Attending a Korean Wedding: A Modern Guest Guide for Foreigners
Korean weddings can feel elegant, fast, and surprisingly systemized for first-time foreign guests. From what to wear and how much cash to prepare to how the ceremony, meal ticket, and buffet actually work, this guide explains the details that matter most before you go.
What Foreign Guests Should Expect
A Korean wedding often feels very different from the all-day wedding format many foreign guests expect. In Korea, weddings are usually efficient, scheduled tightly, and built around venue turnover. You arrive at a wedding hall or hotel ballroom, check in at the entrance, hand over your congratulatory envelope, receive a meal ticket, attend a relatively short ceremony, and then move to the dining area. The event may feel formal, but the guest experience is often much faster and more structured than a Western wedding reception.
That structure surprises many first-time guests. In some cases, people attend the ceremony briefly, eat, congratulate the couple or family, and leave without staying for hours. This does not mean the wedding is cold. It simply reflects the rhythm of a modern Korean wedding hall system, where multiple ceremonies may be scheduled in one day and guests are expected to move through the venue smoothly. If you understand that logic before you arrive, the whole experience feels far less mysterious.
What to Wear to a Korean Wedding
Korean wedding guest style, often called hagaek look, is guided by one core idea: look polished without outshining the couple. The safest direction is semi-formal to formal clothing in muted, refined tones. For men, that usually means a suit, jacket with slacks, or another clean dressy combination. For women, dresses, skirts, tailored sets, or elegant slacks all work well as long as the overall impression feels neat, respectful, and understated.

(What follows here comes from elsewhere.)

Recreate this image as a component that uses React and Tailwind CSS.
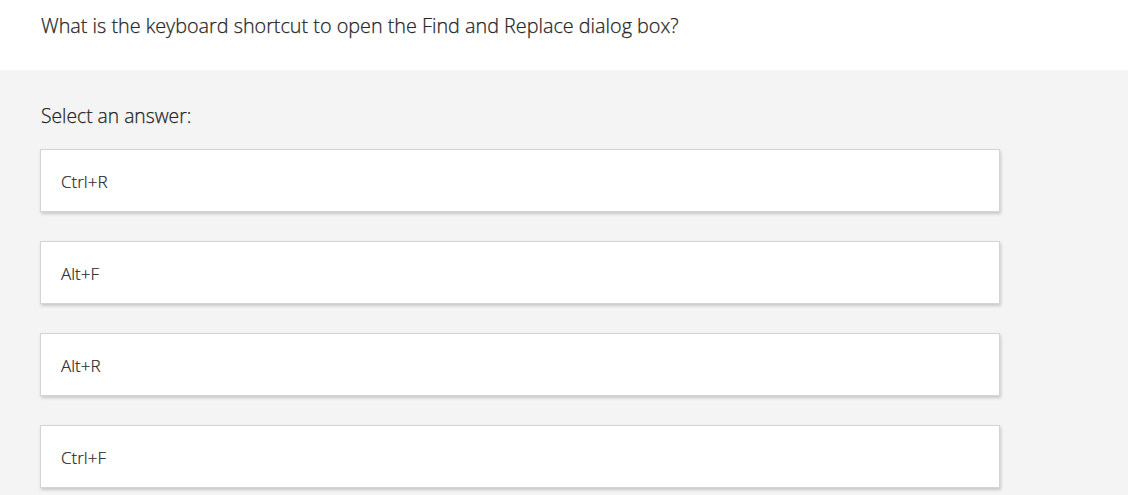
const options = ['Ctrl+R', 'Alt+F', 'Alt+R', 'Ctrl+F'];

export default function App() {
  return (
    <div className="min-h-screen bg-[#f4f4f4] text-[#262626]" style={{ fontFamily: '"Open Sans", "Noto Sans", sans-serif' }}>
      {/* Question */}
      <div className="bg-white h-[70px] px-[41px] pt-[12px]">
        <h1 className="text-[19.8px] leading-[28px] font-light [-webkit-text-stroke:0.25px_#262626]">
          What is the keyboard shortcut to open the Find and Replace dialog box?
        </h1>
      </div>

      {/* Answers */}
      <div className="px-[40px] pt-[33px]">
        <p className="text-[19.25px] leading-[26px] pl-px font-light [-webkit-text-stroke:0.25px_#262626]">Select an answer:</p>
        <div className="flex flex-col gap-[29px] mt-[20px] w-[960px]">
          {options.map((opt) => (
            <div
              key={opt}
              className="h-[63px] bg-white border border-[#d4d4d4] shadow-[1px_2px_3px_rgba(0,0,0,0.18)] flex items-center px-[20px] pt-[3px]"
            >
              <span className="text-[17px] font-light [-webkit-text-stroke:0.2px_#262626]">{opt}</span>
            </div>
          ))}
        </div>
      </div>
    </div>
  );
}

The easiest mistake to avoid is white. In Korea, white is strongly associated with the bride, so guests are generally expected to avoid it. Very flashy, overly colorful, very shiny, or highly revealing outfits can also feel out of place. At the same time, wearing something too somber or careless can also feel off. The best Korean wedding guest outfits usually sit in the middle: calm, flattering, refined, and not attention-seeking. If you are unsure, think of it less like a party look and more like your most polished day-event outfit.
How Cash Gifts Usually Work
In Korea, wedding gifts are still usually given as cash in an envelope. This is one of the most important things for foreign guests to know in advance, because bringing a wrapped present is much less typical at a modern wedding hall. The expected amount depends on your relationship to the couple, whether you are attending in person, and sometimes whether the event is at a standard wedding hall or a more expensive hotel venue. In recent years, inflation and higher meal costs have pushed guest expectations upward, so the amount people consider “normal” is not what it was a decade ago.
As a practical rule, many people now treat 50,000 won as a baseline for someone who cannot attend, while 100,000 won has become a common default for attending guests. For closer friends, many people now give 150,000 won or more. You do not need to overcomplicate it, but it helps to think about how close you are to the couple and whether your attendance places you in the “meal included” expectation zone. What matters most is being prepared. Do not assume there will always be an ATM on site. Bring clean bills in an envelope ahead of time whenever possible.
Ceremony Flow, Meal Tickets, and Buffet Culture
One of the most distinctly Korean parts of the wedding experience is the meal ticket system. At many venues, you hand in your congratulatory envelope at the reception desk, sign your name, and receive a small ticket for the buffet or dining area. In practical terms, this means the ceremony and the meal are linked but not always emotionally staged the way foreign guests expect. The venue is often designed for speed and volume, so the dining hall may operate almost independently from the ceremony room.
The ceremony itself is often short, sometimes around 30 minutes or a little longer, and punctuality matters more than many foreign guests expect. Afterward, guests usually head to the buffet or meal floor, eat, and then leave without lingering for half a day. This is completely normal. In hotel weddings, meals can be more formal and significantly more expensive, while standard wedding halls often use buffet service. Either way, the key is to follow the venue flow naturally. Korean wedding etiquette is usually less about performing emotion and more about moving respectfully through the system the couple has prepared.
Dr. Beau’s Note
The easiest way to attend a Korean wedding well is to stop thinking of it as difficult and start thinking of it as structured. Dress neatly, prepare your envelope in advance, arrive on time, and follow the venue’s flow. Most foreign guests worry about making a cultural mistake, but in reality, calm attentiveness and simple respect are exactly what Korean wedding etiquette is built to reward.